##### Data extract #####
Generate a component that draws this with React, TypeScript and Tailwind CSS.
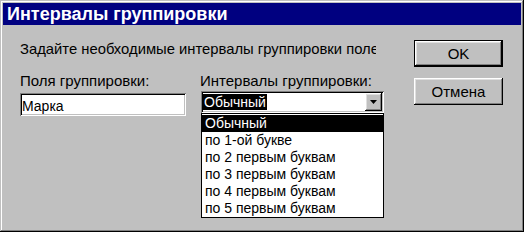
import React from "react";

const sunken =
  "shadow-[inset_1px_1px_0_#808080,inset_-1px_-1px_0_#ffffff,inset_2px_2px_0_#000000,inset_-2px_-2px_0_#c0c0c0]";
const raised =
  "shadow-[inset_-1px_-1px_0_#000000,inset_1px_1px_0_#ffffff,inset_-2px_-2px_0_#808080,inset_2px_2px_0_#dfdfdf]";

const options = [
  "Обычный",
  "по 1-ой букве",
  "по 2 первым буквам",
  "по 3 первым буквам",
  "по 4 первым буквам",
  "по 5 первым буквам",
];

function Win95Button({ label, isDefault }: { label: string; isDefault?: boolean }) {
  return (
    <div className={isDefault ? "border border-black" : ""}>
      <div
        className={`flex items-center justify-center bg-[#c0c0c0] ${
          isDefault ? "h-[25px]" : "h-[27px]"
        } ${raised}`}
      >
        <span className="text-[15px] leading-[17px] text-black">{label}</span>
      </div>
    </div>
  );
}

function ComboBox() {
  return (
    <div className={`relative h-[22px] w-[183px] bg-white ${sunken}`}>
      <div className="flex h-full items-stretch p-[2px]">
        <div className="flex flex-1 items-start pt-[1px]">
          <span className="bg-black px-[1px] text-[14px] leading-[16px] text-white">
            Обычный
          </span>
        </div>
        <div className={`flex w-[17px] items-center justify-center bg-[#c0c0c0] ${raised}`}>
          <svg width="7" height="4" viewBox="0 0 7 4">
            <path d="M0 0h7L3.5 4z" fill="#000" />
          </svg>
        </div>
      </div>
      <ul className="absolute left-0 top-full w-[183px] border border-black bg-white pt-[1px]">
        {options.map((o, i) => (
          <li
            key={o}
            className={`h-[17px] whitespace-nowrap pl-[3px] text-[14px] leading-[17px] ${
              i === 0 ? "bg-black text-white" : "text-black"
            }`}
          >
            {o}
          </li>
        ))}
      </ul>
    </div>
  );
}

export default function App() {
  return (
    <div
      className={`h-[232px] w-[524px] bg-[#c0c0c0] p-[3px] font-['Liberation_Sans',Arial,sans-serif] shadow-[inset_-1px_-1px_0_#000000,inset_1px_1px_0_#c0c0c0,inset_-2px_-2px_0_#808080,inset_2px_2px_0_#ffffff]`}
    >
      <div className="flex h-[22px] items-center bg-[#000080] pl-[4px]">
        <span className="text-[18px] font-bold leading-[22px] text-white">
          Интервалы группировки
        </span>
      </div>

      <div className="flex gap-[30px] pl-[17px] pt-[15px]">
        <div className="w-[364px] pt-[1px]">
          {/* clipped on purpose, as in the original dialog */}
          <div className="h-[17px] w-[356px] overflow-hidden whitespace-nowrap text-[14.8px] leading-[17px] text-black">
            Задайте необходимые интервалы группировки полей
          </div>

          <div className="mt-[14px] flex gap-[15px]">
            <div className="w-[166px]">
              <div className="text-[15px] leading-[17px] text-black">Поля группировки:</div>
              <div className={`mt-[4px] h-[23px] bg-white pl-[2px] pt-[1px] ${sunken}`}>
                <span className="text-[14px] leading-[16px] text-black">Марка</span>
              </div>
            </div>
            <div className="w-[183px]">
              <div className="-ml-[1px] whitespace-nowrap text-[15px] leading-[17px] text-black">
                Интервалы группировки:
              </div>
              <div className="mt-[2px]">
                <ComboBox />
              </div>
            </div>
          </div>
        </div>

        <div className="flex w-[89px] flex-col gap-[11px]">
          <Win95Button label="OK" isDefault />
          <Win95Button label="Отмена" />
        </div>
      </div>
    </div>
  );
}
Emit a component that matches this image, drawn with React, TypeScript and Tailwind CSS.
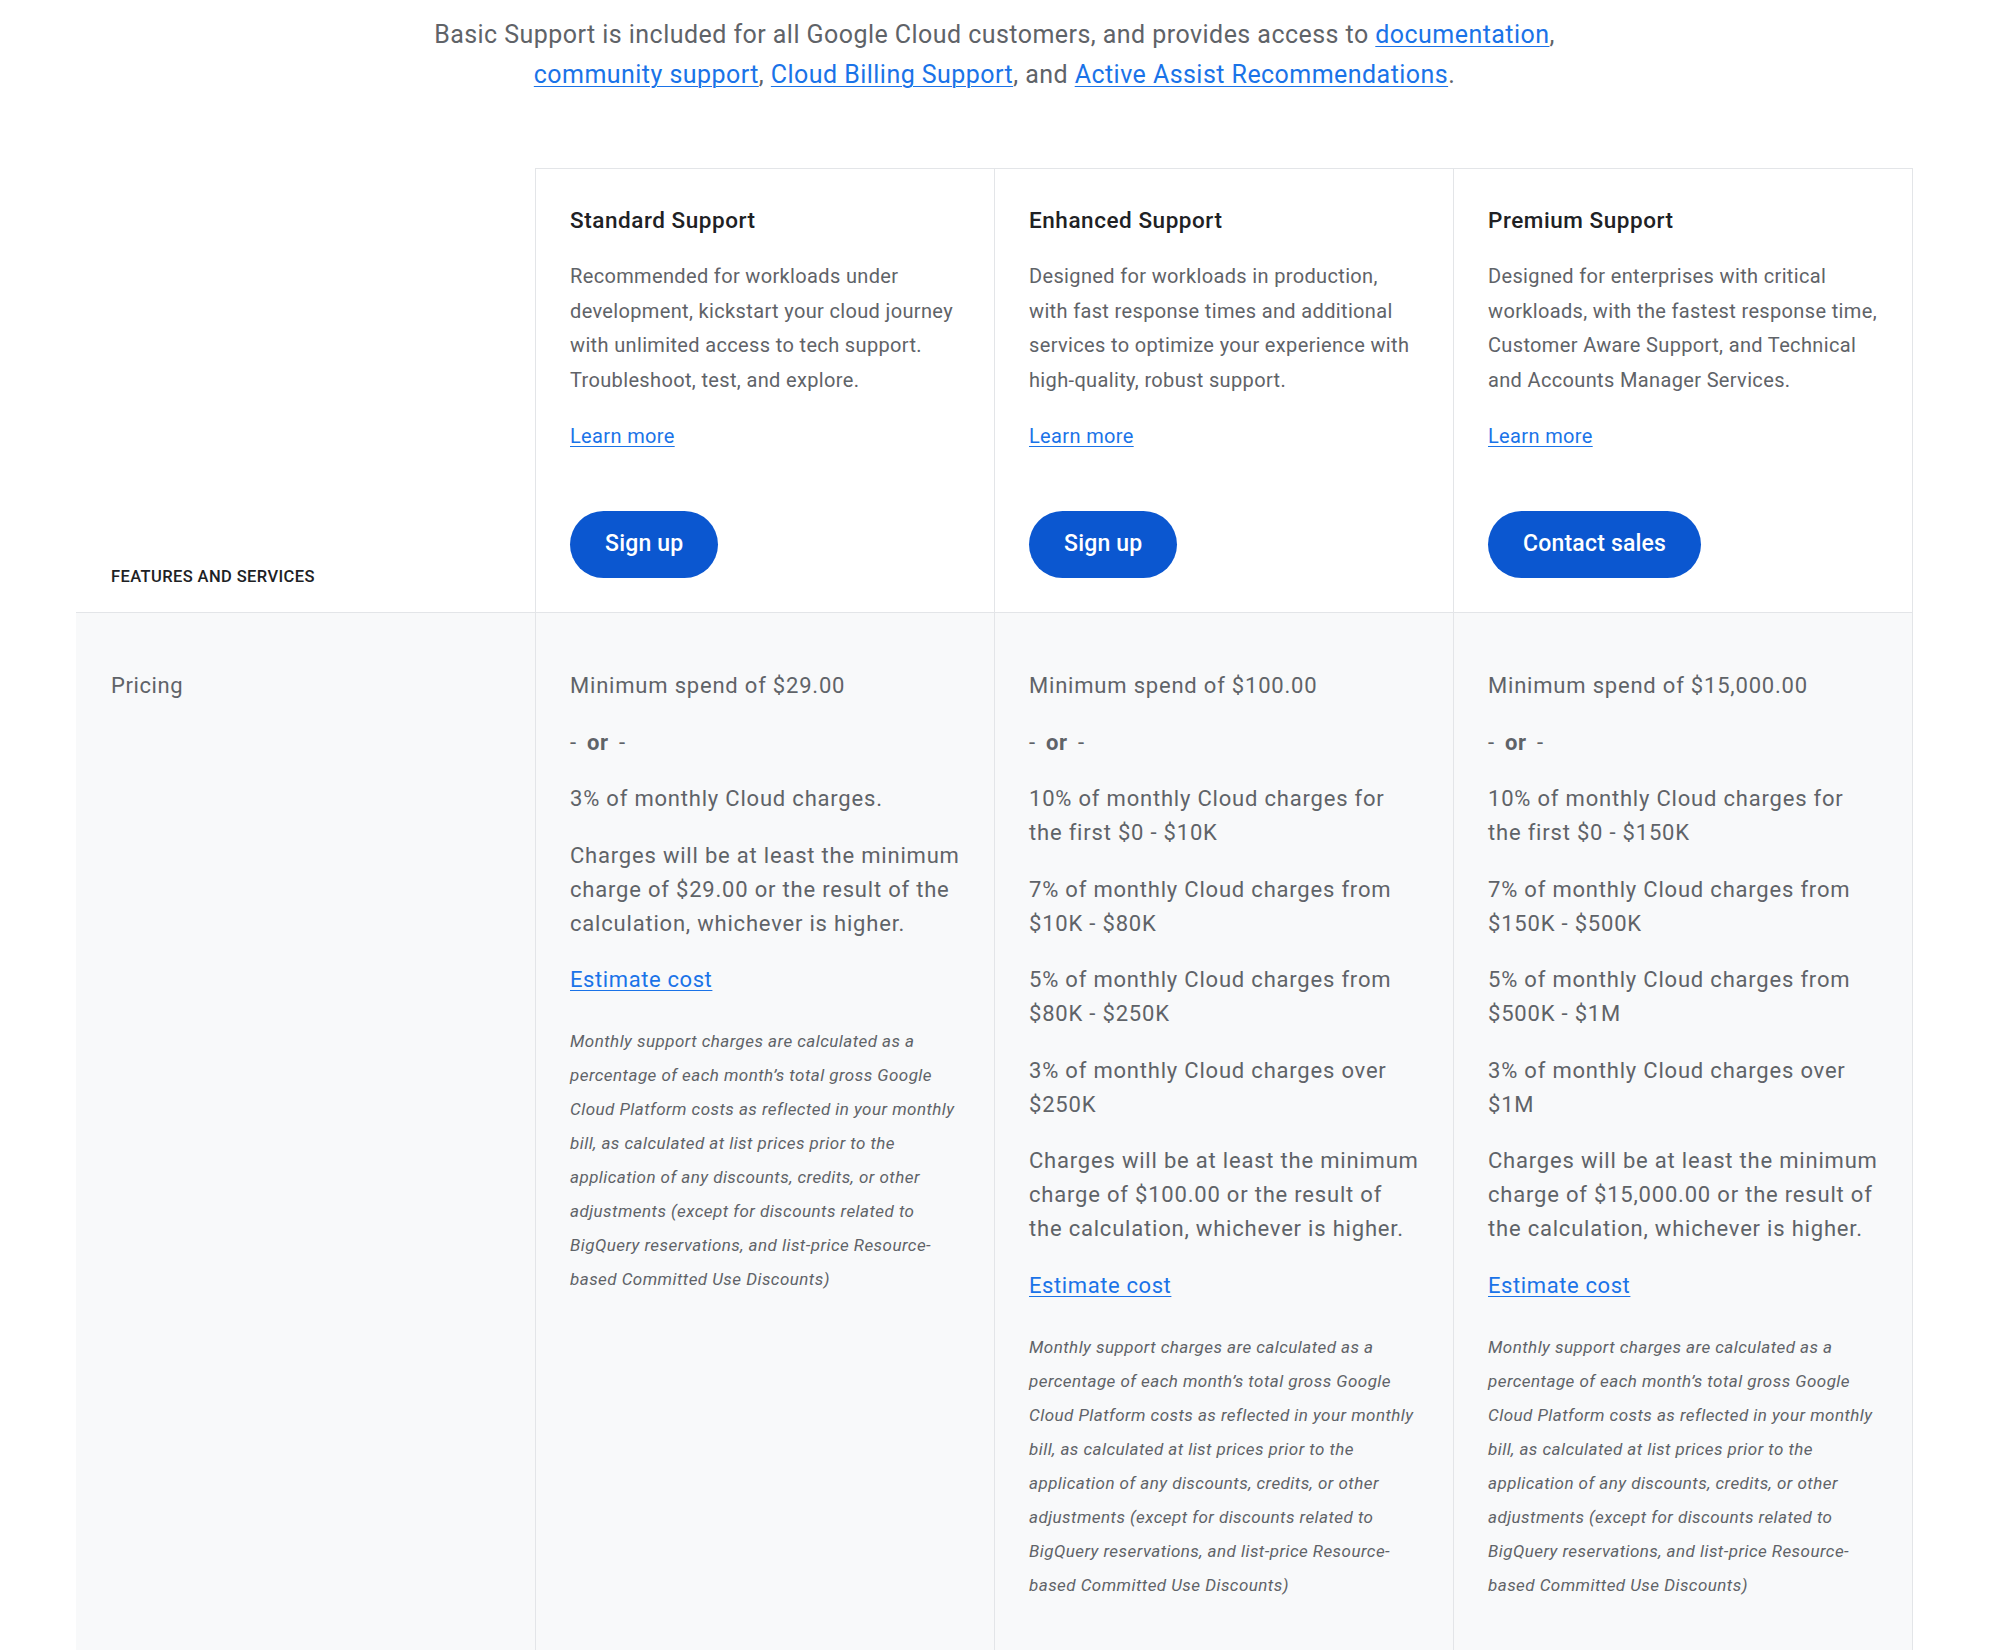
#####
Task brief:
Leave out the pictures and output the rest of the material exactly as written.

Exercise solution:
Generate a component that draws this with React, TypeScript and Tailwind CSS.
import React from "react";

const sunken =
  "shadow-[inset_1px_1px_0_#808080,inset_-1px_-1px_0_#ffffff,inset_2px_2px_0_#000000,inset_-2px_-2px_0_#c0c0c0]";
const raised =
  "shadow-[inset_-1px_-1px_0_#000000,inset_1px_1px_0_#ffffff,inset_-2px_-2px_0_#808080,inset_2px_2px_0_#dfdfdf]";

const options = [
  "Обычный",
  "по 1-ой букве",
  "по 2 первым буквам",
  "по 3 первым буквам",
  "по 4 первым буквам",
  "по 5 первым буквам",
];

function Win95Button({ label, isDefault }: { label: string; isDefault?: boolean }) {
  return (
    <div className={isDefault ? "border border-black" : ""}>
      <div
        className={`flex items-center justify-center bg-[#c0c0c0] ${
          isDefault ? "h-[25px]" : "h-[27px]"
        } ${raised}`}
      >
        <span className="text-[15px] leading-[17px] text-black">{label}</span>
      </div>
    </div>
  );
}

function ComboBox() {
  return (
    <div className={`relative h-[22px] w-[183px] bg-white ${sunken}`}>
      <div className="flex h-full items-stretch p-[2px]">
        <div className="flex flex-1 items-start pt-[1px]">
          <span className="bg-black px-[1px] text-[14px] leading-[16px] text-white">
            Обычный
          </span>
        </div>
        <div className={`flex w-[17px] items-center justify-center bg-[#c0c0c0] ${raised}`}>
          <svg width="7" height="4" viewBox="0 0 7 4">
            <path d="M0 0h7L3.5 4z" fill="#000" />
          </svg>
        </div>
      </div>
      <ul className="absolute left-0 top-full w-[183px] border border-black bg-white pt-[1px]">
        {options.map((o, i) => (
          <li
            key={o}
            className={`h-[17px] whitespace-nowrap pl-[3px] text-[14px] leading-[17px] ${
              i === 0 ? "bg-black text-white" : "text-black"
            }`}
          >
            {o}
          </li>
        ))}
      </ul>
    </div>
  );
}

export default function App() {
  return (
    <div
      className={`h-[232px] w-[524px] bg-[#c0c0c0] p-[3px] font-['Liberation_Sans',Arial,sans-serif] shadow-[inset_-1px_-1px_0_#000000,inset_1px_1px_0_#c0c0c0,inset_-2px_-2px_0_#808080,inset_2px_2px_0_#ffffff]`}
    >
      <div className="flex h-[22px] items-center bg-[#000080] pl-[4px]">
        <span className="text-[18px] font-bold leading-[22px] text-white">
          Интервалы группировки
        </span>
      </div>

      <div className="flex gap-[30px] pl-[17px] pt-[15px]">
        <div className="w-[364px] pt-[1px]">
          {/* clipped on purpose, as in the original dialog */}
          <div className="h-[17px] w-[356px] overflow-hidden whitespace-nowrap text-[14.8px] leading-[17px] text-black">
            Задайте необходимые интервалы группировки полей
          </div>

          <div className="mt-[14px] flex gap-[15px]">
            <div className="w-[166px]">
              <div className="text-[15px] leading-[17px] text-black">Поля группировки:</div>
              <div className={`mt-[4px] h-[23px] bg-white pl-[2px] pt-[1px] ${sunken}`}>
                <span className="text-[14px] leading-[16px] text-black">Марка</span>
              </div>
            </div>
            <div className="w-[183px]">
              <div className="-ml-[1px] whitespace-nowrap text-[15px] leading-[17px] text-black">
                Интервалы группировки:
              </div>
              <div className="mt-[2px]">
                <ComboBox />
              </div>
            </div>
          </div>
        </div>

        <div className="flex w-[89px] flex-col gap-[11px]">
          <Win95Button label="OK" isDefault />
          <Win95Button label="Отмена" />
        </div>
      </div>
    </div>
  );
}
Emit a component that matches this image, drawn with React, TypeScript and Tailwind CSS.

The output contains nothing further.